Where the hell is everyone trying to get to?

They can run but they can't hide (Photo supplied by Ken Kam)

The aura of the small theatre was one of uncertainty: in the background wind whispered secrets while low yellow light illuminated the set. Before the action onstage started, the atmosphere was thick with questioning and unease.

The Ends of the Earth, written in 1990 by Morris Panych, is an existential comedy in the style of a detective film noir. Erin Johnston, who plays Alice, describes the plot as “two men running from each other who collide.”

The line perfectly sums-up the plot: Frank, played by Hugh Cape, and Walker, played by Phil Demers, are two men whose egocentricity and paranoia has led them to believe one is following the other. After coming face-to-face, they are forced to confront that the entire ordeal is made up.

Director Margot Dionne calls the play a “parable for our times,” describing the piece as a philosophical and spiritual journey of two male main characters, Frank and Walker, and the entire cast. Each character is suffering at the hands of ego-based woes. They are alienated and isolated from the world, trying but unable to make connections.

Dionne thinks this play speaks directly to our contemporary moment because the work “addresses spiritual malaise, that feeling of disconnection from selves and society.”

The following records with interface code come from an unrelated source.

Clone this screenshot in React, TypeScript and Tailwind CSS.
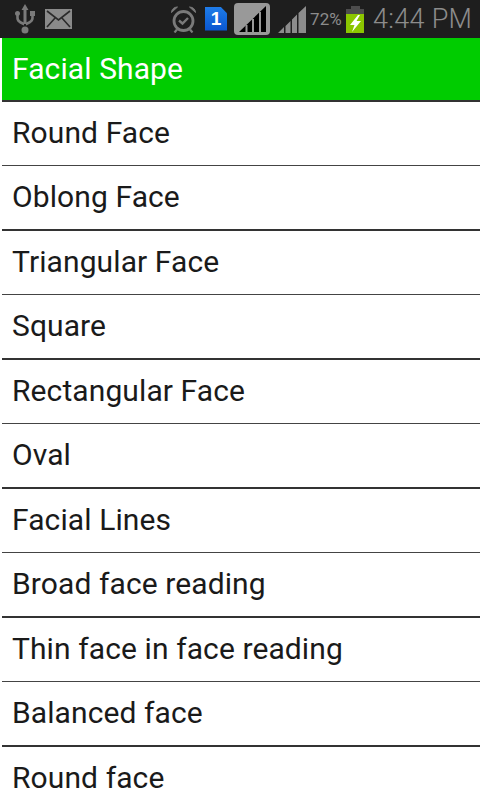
const ITEMS = [
  "Round Face",
  "Oblong Face",
  "Triangular Face",
  "Square",
  "Rectangular Face",
  "Oval",
  "Facial Lines",
  "Broad face reading",
  "Thin face in face reading",
  "Balanced face",
  "Round face",
];

function StatusBar() {
  return (
    <div className="flex h-[38px] items-center bg-[#1e1e1e] text-[#8c8c8c]">
      {/* usb */}
      <svg width="20" height="30" viewBox="0 0 20 30" className="ml-[15px]" fill="#7a7a7a">
        <path d="M10 0l3.500 6H11.500v14h-3V6H6.500z" />
        <path d="M0 9.500a2.500 2.500 0 0 1 5 0c0 1-.5 1.800-1.200 2.200V14c0 2 2 3 5.200 4.500v3C4 19.500 1.200 17.500 1.200 14v-2.300C.5 11.300 0 10.500 0 9.500z" />
        <path d="M15 7h5v5h-1.200v2c0 3.500-3 5.500-7.800 7.500v-3c3.500-1.500 5.200-2.500 5.200-4.500v-2H15z" />
        <circle cx="10" cy="26" r="3.500" />
      </svg>
      {/* mail */}
      <svg width="27" height="20" viewBox="0 0 27 20" className="ml-[10px]">
        <rect width="27" height="20" fill="#8a8a8a" />
        <path d="M2 2l11.500 9L25 2M2 18l8.500-9.500M25 18l-8.500-9.500" fill="none" stroke="#2a2a2a" strokeWidth="1.600" />
      </svg>
      <div className="flex-1" />
      {/* alarm */}
      <svg width="25" height="27" viewBox="0 0 25 27" fill="none" stroke="#7a7a7a">
        <circle cx="12.500" cy="15" r="9.500" strokeWidth="2.800" />
        <path d="M8 14.500l3.500 3 5.500-5.500" strokeWidth="2.400" />
        <path d="M0.500 6.500c0-3 2.500-5.500 6-5.500zM24.500 6.500c0-3-2.500-5.500-6-5.500z" fill="#7a7a7a" strokeWidth="1" />
        <path d="M6 23.500l-2.500 3M19 23.500l2.500 3" strokeWidth="2.200" />
      </svg>
      {/* sim */}
      <div className="ml-[9px] mt-[-1px] flex h-[24px] w-[22px] items-center justify-center bg-gradient-to-b from-[#1f7ce8] to-[#0a55d0] [clip-path:polygon(0_0,70%_0,100%_28%,100%_100%,0_100%)]">
        <span className="font-['Liberation_Sans',sans-serif] text-[19px] leading-none font-bold text-white">1</span>
      </div>
      {/* data signal box */}
      <svg width="36" height="32" viewBox="0 0 36 32" className="ml-[7px]">
        <rect width="36" height="32" rx="4" fill="#999999" />
        <path d="M5 29L32 3v26z" fill="#000000" />
        <path d="M12.500 22v8M19 16v14M26 9v21" stroke="#999999" strokeWidth="2" />
      </svg>
      {/* signal */}
      <svg width="28" height="27" viewBox="0 0 28 27" className="ml-[8px]" fill="#8c8c8c">
        <path d="M0 27l6-6v6zM7.500 27v-7l5-5v12zM14 27V13.500l5-5V27zM20.500 27V7L28 0v27z" />
      </svg>
      <span className="ml-[4px] w-[32px] font-['Roboto',sans-serif] text-[17px] leading-none whitespace-nowrap">72%</span>
      {/* battery */}
      <div className="ml-[4px] flex h-[27px] w-[18px] flex-col items-center">
        <div className="h-[3px] w-[9px] bg-[#4d4d4d]" />
        <div className="h-[5px] w-[18px] bg-[#4d4d4d]" />
        <div className="flex h-[19px] w-[18px] items-center justify-center bg-[#8cc600]">
          <svg width="12" height="17" viewBox="0 0 12 17" fill="#ffffff">
            <path d="M9 0L1 10h4.500L3 17l9-11H7.500L11 0z" />
          </svg>
        </div>
      </div>
      <span className="mr-[9px] ml-[9px] w-[98px] font-['Roboto',sans-serif] text-[27px] leading-none font-light tracking-[0.3px] whitespace-nowrap">
        4:44 PM
      </span>
    </div>
  );
}

export default function App() {
  return (
    <div className="h-[800px] w-[480px] overflow-hidden bg-white font-['Roboto',sans-serif] tracking-[0.1px]">
      <StatusBar />
      <div className="pl-[2px]">
        <div className="flex h-[62px] items-center bg-[#00cc00] pb-[2px] pl-[10px] text-[30px] text-white">
          Facial Shape
        </div>
        <div className="h-[2px] bg-[#333333]" />
        {ITEMS.map((item, i) => (
          <div key={item}>
            <div className="flex h-[63px] items-center pb-[2px] pl-[10px] text-[30px] text-[#1a1a1a]">
              {item}
            </div>
            <div className={i % 2 === 0 ? "h-px bg-[#444444]" : "h-[2px] bg-[#333333]"} />
          </div>
        ))}
      </div>
    </div>
  );
}
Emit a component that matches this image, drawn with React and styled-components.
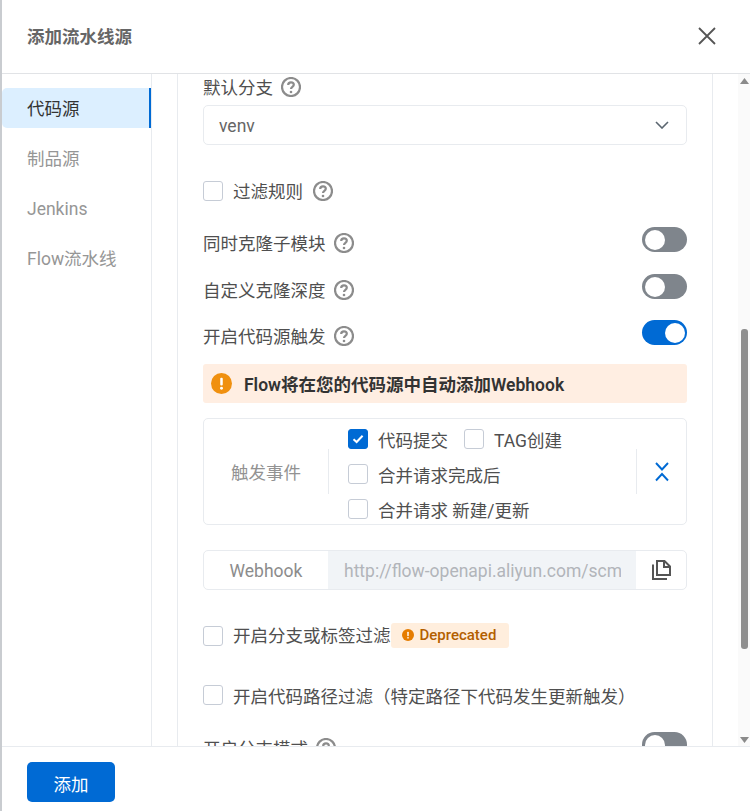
import React from "react";
import styled, { createGlobalStyle } from "styled-components";

const Global = createGlobalStyle`
  html, body { margin: 0; padding: 0; background: #fff; }
  body { font-family: Roboto, "Noto Sans CJK SC", sans-serif; font-size: 17.5px; color: #4f4f4f; }
  * { box-sizing: border-box; }
`;

const Page = styled.div`
  width: 750px; height: 811px; overflow: hidden; display: flex; flex-direction: column;
  border-left: 2px solid #c9ccd0; background: #fff;
`;
const Header = styled.header`
  flex: none; height: 74px; padding: 0 34px 1px 25px; border-bottom: 1px solid #e1e3e6;
  display: flex; align-items: center; justify-content: space-between;
`;
const Title = styled.h1`
  margin: 0; padding-top: 2px; font-size: 17.5px; line-height: 26px; font-weight: 700; color: #666;
`;
const Main = styled.div`flex: 1; min-height: 0; display: flex;`;
const Sidebar = styled.nav`
  flex: none; width: 150px; padding-top: 14px; border-right: 1px solid #e8ebef;
  display: flex; flex-direction: column; gap: 10px;
`;
const NavItem = styled.div`
  height: 40px; line-height: 42px; padding-left: 25px; border-radius: 5px 0 0 5px;
  color: ${p => (p.$active ? "#333" : "#969696")};
  background: ${p => (p.$active ? "#dcefff" : "transparent")};
  border-right: 2px solid ${p => (p.$active ? "#006ad4" : "transparent")};
`;
const Panel = styled.div`
  flex: none; width: 536px; margin: 0 25px; padding: 0 25px; overflow: hidden;
  border-left: 1px solid #e8ebef; border-right: 1px solid #e8ebef;
`;
const Scrollbar = styled.div`
  flex: none; width: 12px; background: #fafafa; padding: 4px 0 3px 0;
  display: flex; flex-direction: column; align-items: center;
`;
const Arrow = styled.svg`display: block; flex: none; width: 9px; height: 6px; fill: #8a8a8a;`;
const Thumb = styled.div`
  flex: none; width: 7px; height: 320px; margin-top: 245px; margin-left: 1px; margin-bottom: auto;
  border-radius: 3px; background: #8f8f8f;
`;
const Row = styled.div`
  display: flex; align-items: center; justify-content: space-between;
  height: ${p => p.$h}px; margin-top: ${p => p.$top}px;
`;
const Inline = styled.div`
  display: flex; align-items: center;
  height: ${p => p.$h || 20}px; margin-top: ${p => p.$top}px;
`;
const Label = styled.div`
  display: flex; align-items: center; gap: 8px; height: 26px; white-space: nowrap;
  padding-top: ${p => p.$shift || 0}px; color: #4f4f4f;
`;
const Text = styled.span`display: block; padding-top: 2px; line-height: 24px;`;
const HelpSlot = styled.span`display: flex; flex: none; margin-left: 10px;`;
const Select = styled.div`
  height: 40px; margin-top: 5px; padding: 0 17px 0 15px; border: 1px solid #e8ebef; border-radius: 5px;
  display: flex; align-items: center; justify-content: space-between; color: #666;
`;
const Box = styled.span`
  flex: none; width: 20px; height: 20px; border-radius: 3px;
  border: 1px solid ${p => (p.$checked ? "#006ad4" : "#c6ccd6")};
  background: ${p => (p.$checked ? "#006ad4" : "#fff")};
  display: flex; align-items: center; justify-content: center;
`;
const CheckText = styled.span`
  margin-left: 10px; padding-top: ${p => p.$pt ?? 2}px; line-height: 24px; white-space: nowrap; color: #4f4f4f;
`;
const Switch = styled.span`
  flex: none; width: 45px; height: 25px; border-radius: 13px; padding: 2.5px;
  background: ${p => (p.$on ? "#006ad4" : "#7f858c")};
  display: flex; justify-content: ${p => (p.$on ? "flex-end" : "flex-start")};
`;
const Knob = styled.span`width: 20px; height: 20px; border-radius: 50%; background: #fff;`;
const Alert = styled.div`
  height: 39px; margin-top: 19px; padding: 0 8px; border-radius: 3px; background: #ffeee2;
  display: flex; align-items: center; gap: 12px; color: #333; font-weight: 600;
`;
const Trigger = styled.div`
  height: 107px; margin-top: 15px; border: 1px solid #e8ebef; border-radius: 5px; display: flex;
`;
const TriggerLabel = styled.div`
  flex: none; width: 125px; height: 45px; align-self: center; border-right: 1px solid #e8ebef;
  display: flex; align-items: center; justify-content: center; color: #929292;
`;
const Options = styled.div`
  flex: 1; padding: 10px 0 0 19px; display: flex; flex-direction: column; gap: 15px;
`;
const OptionRow = styled.div`display: flex; align-items: center; height: 20px; gap: 16px;`;
const Option = styled.div`display: flex; align-items: center;`;
const Expand = styled.div`
  flex: none; width: 50px; height: 45px; align-self: center; border-left: 1px solid #e8ebef;
  display: flex; align-items: center; justify-content: center;
`;
const Group = styled.div`
  height: 40px; margin-top: 25px; border: 1px solid #e8ebef; border-radius: 5px; display: flex; overflow: hidden;
`;
const GroupLabel = styled.div`
  flex: none; width: 124px; display: flex; align-items: center; justify-content: center; color: #8c8c8c;
`;
const GroupInput = styled.div`
  flex: none; width: 308px; padding: 0 15px 0 16px; background: #f1f4f7; display: flex; align-items: center;
`;
const Url = styled.span`
  display: block; width: 100%; padding-top: 2px; overflow: hidden; white-space: nowrap; color: #b2b5ba;
`;
const GroupAction = styled.div`flex: 1; display: flex; align-items: center; justify-content: center;`;
const Badge = styled.span`
  flex: none; height: 25px; width: 118px; padding: 0 0 1px 11px; border-radius: 3px; background: #ffeedd; color: #b35f00;
  display: flex; align-items: center; gap: 6px; font-size: 15px; font-weight: 500;
`;
const Footer = styled.footer`
  flex: none; height: 65px; padding: 15px 25px 0; border-top: 1px solid #e8ebef; background: #fff;
`;
const Primary = styled.button`
  display: block; width: 88px; height: 40px; padding: 2px 0 0; border: 0; border-radius: 5px; background: #006ad4; color: #fff;
  font: inherit;
`;

const Help = () => (
  <svg width="20" height="20" viewBox="0 0 20 20" fill="none" style={{ flex: "none" }}>
    <circle cx="10" cy="10" r="9" stroke="#8c8c8c" strokeWidth="2.2" />
    <path d="M7.2 7.9c0-1.6 1.2-2.6 2.8-2.6s2.8 1 2.8 2.4c0 2.2-2.8 2.2-2.8 4.3" stroke="#8c8c8c" strokeWidth="2.2" />
    <circle cx="10" cy="15" r="1.3" fill="#8c8c8c" />
  </svg>
);
const Check = ({ checked }) => (
  <Box $checked={checked}>
    {checked && (
      <svg width="12" height="10" viewBox="0 0 12 10" fill="none">
        <path d="M1.5 5.2 4.6 8l6-6.2" stroke="#fff" strokeWidth="2" />
      </svg>
    )}
  </Box>
);
const Warn = ({ size, color }) => (
  <svg width={size} height={size} viewBox="0 0 20 20" style={{ flex: "none" }}>
    <circle cx="10" cy="10" r="10" fill={color} />
    <rect x="8.8" y="4.5" width="2.4" height="7.5" rx="1" fill="#fff" />
    <circle cx="10" cy="14.6" r="1.4" fill="#fff" />
  </svg>
);
const ChevronDown = () => (
  <svg width="14" height="8" viewBox="0 0 14 8" fill="none">
    <path d="M1 1l6 6 6-6" stroke="#5b6670" strokeWidth="1.6" />
  </svg>
);
const ExpandIcon = () => (
  <svg width="14" height="20" viewBox="0 0 14 20" fill="none">
    <path d="M1 1l6 6.5L13 1M1 18.5 7 12l6 6.5" stroke="#006ad4" strokeWidth="1.9" />
  </svg>
);
const CopyIcon = () => (
  <svg width="19" height="20" viewBox="0 0 19 20" fill="none" stroke="#555" strokeWidth="2">
    <path d="M5 1h7.5L18 6.5V15H5z" />
    <path d="M12 1v6h6" />
    <path d="M1 4.5V19h14" />
  </svg>
);
const CloseIcon = () => (
  <svg width="18" height="18" viewBox="0 0 18 18" fill="none">
    <path d="M1 1l16 16M17 1 1 17" stroke="#555" strokeWidth="1.8" />
  </svg>
);

export default function App() {
  return (
    <Page>
      <Global />
      <Header>
        <Title>添加流水线源</Title>
        <CloseIcon />
      </Header>
      <Main>
        <Sidebar>
          <NavItem $active>代码源</NavItem>
          <NavItem>制品源</NavItem>
          <NavItem>Jenkins</NavItem>
          <NavItem>Flow流水线</NavItem>
        </Sidebar>
        <Panel>
          <Label><Text>默认分支</Text><Help /></Label>
          <Select><Text>venv</Text><ChevronDown /></Select>
          <Inline $top={36}>
            <Check />
            <CheckText $pt={1}>过滤规则</CheckText>
            <HelpSlot><Help /></HelpSlot>
          </Inline>
          <Row $h={25} $top={26}>
            <Label $shift={7}><Text>同时克隆子模块</Text><Help /></Label>
            <Switch><Knob /></Switch>
          </Row>
          <Row $h={25} $top={22}>
            <Label $shift={7}><Text>自定义克隆深度</Text><Help /></Label>
            <Switch><Knob /></Switch>
          </Row>
          <Row $h={25} $top={21}>
            <Label $shift={7}><Text>开启代码源触发</Text><Help /></Label>
            <Switch $on><Knob /></Switch>
          </Row>
          <Alert><Warn size={21} color="#f0900f" /><Text>Flow将在您的代码源中自动添加Webhook</Text></Alert>
          <Trigger>
            <TriggerLabel><Text>触发事件</Text></TriggerLabel>
            <Options>
              <OptionRow>
                <Option><Check checked /><CheckText $pt={4}>代码提交</CheckText></Option>
                <Option><Check /><CheckText $pt={4}>TAG创建</CheckText></Option>
              </OptionRow>
              <OptionRow><Option><Check /><CheckText $pt={4}>合并请求完成后</CheckText></Option></OptionRow>
              <OptionRow><Option><Check /><CheckText $pt={4}>合并请求 新建/更新</CheckText></Option></OptionRow>
            </Options>
            <Expand><ExpandIcon /></Expand>
          </Trigger>
          <Group>
            <GroupLabel><Text>Webhook</Text></GroupLabel>
            <GroupInput><Url>http://flow-openapi.aliyun.com/scm/webhook/x7f2k</Url></GroupInput>
            <GroupAction><CopyIcon /></GroupAction>
          </Group>
          <Inline $h={25} $top={33}>
            <Check />
            <CheckText $pt={0}>开启分支或标签过滤</CheckText>
            <Badge><Warn size={12} color="#e57c00" />Deprecated</Badge>
          </Inline>
          <Inline $top={37}>
            <Check />
            <CheckText $pt={4}>开启代码路径过滤（特定路径下代码发生更新触发）</CheckText>
          </Inline>
          <Row $h={25} $top={27}>
            <Label $shift={7}><Text>开启分支模式</Text><Help /></Label>
            <Switch><Knob /></Switch>
          </Row>
        </Panel>
        <Scrollbar>
          <Arrow viewBox="0 0 9 6"><path d="M4.5 0 9 6H0z" /></Arrow>
          <Thumb />
          <Arrow viewBox="0 0 9 6"><path d="M0 0h9L4.5 6z" /></Arrow>
        </Scrollbar>
      </Main>
      <Footer><Primary>添加</Primary></Footer>
    </Page>
  );
}
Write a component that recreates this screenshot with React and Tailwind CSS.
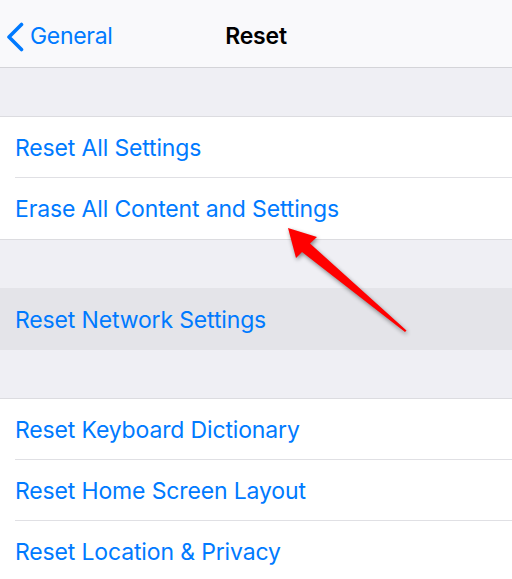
import React from "react";

const font = { fontFamily: "Inter, 'Noto Sans', 'Liberation Sans', sans-serif" };

function Row({ label, last = false, highlighted = false, tall = false }) {
  return (
    <div className={highlighted ? "bg-[#e4e4e9]" : "bg-white"}>
      <div
        className={
          "ml-[15px] pt-[2px] flex items-center text-[23px] text-[#007aff] tracking-[-0.15px] " +
          (tall ? "h-[62px] " : "h-[61px] ") +
          (last ? "" : "border-b border-[#e0e0e4]")
        }
      >
        <span>{label}</span>
      </div>
    </div>
  );
}

function Group({ children }) {
  return <div className="border-y border-[#dcdce0]">{children}</div>;
}

export default function App() {
  return (
    <div className="relative w-[512px] h-[579px] overflow-hidden bg-[#efeff4]" style={font}>
      {/* navigation bar */}
      <div className="relative h-[68px] bg-[#f9f9fb] border-b border-[#d4d4d8] flex items-center pt-[5px]">
        <div className="flex items-center pl-[6px] text-[#007aff]">
          <svg width="18" height="30" viewBox="0 0 18 30" className="mt-[1px]">
            <path d="M15.5 2.5 L3 15 L15.5 27.5" fill="none" stroke="#007aff" strokeWidth="3.6" strokeLinecap="round" strokeLinejoin="round" />
          </svg>
          <span className="ml-[6px] text-[23px] tracking-[-0.3px]">General</span>
        </div>
        <div className="absolute inset-0 pt-[5px] flex items-center justify-center text-[23px] font-semibold text-black tracking-[-0.2px]">
          Reset
        </div>
      </div>

      <div className="h-[48px]" />
      <Group>
        <Row label="Reset All Settings" />
        <Row label="Erase All Content and Settings" last />
      </Group>

      <div className="h-[48px]" />
      <Row label="Reset Network Settings" last highlighted tall />

      <div className="h-[48px]" />
      <Group>
        <Row label="Reset Keyboard Dictionary" />
        <Row label="Reset Home Screen Layout" />
        <Row label="Reset Location & Privacy" last />
      </Group>

      {/* callout arrow */}
      <svg
        className="absolute left-0 top-0 pointer-events-none"
        width="512"
        height="579"
        viewBox="0 0 512 579"
        style={{ filter: "drop-shadow(1px 2px 2px rgba(0,0,0,0.45))" }}
      >
        <polygon
          points="288,228 317,237 310,243.5 406.5,330.5 405,332 302,252 296,258"
          fill="#ff0000"
        />
      </svg>
    </div>
  );
}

Dionne says the play captures emotional depth and truth because it’s a comedy. She says “comedy more easily allows truth to shine through,” because the audience can recognize themselves in the two main characters are. When asked about his character, Demers says, “its all absurd, but not funny.”

The two main men start to understand there is more to life than constantly living in fear. Toward the end, Walker says to Frank, “Sorry for being so impulsive. It’s the strain of being alone in the world that does it.” The two men hug and Walker looks into Frank’s eyes and in a quiet genuine realization says, “ I feel better.”

In an age of doubt and skepticism, Panych helps the viewer recognize that “fear will follow you to the ends of the earth.”

Although “looking, digging, searching,” for connection with the world might be a clichéd concept, it is contemporarily applicable nonetheless.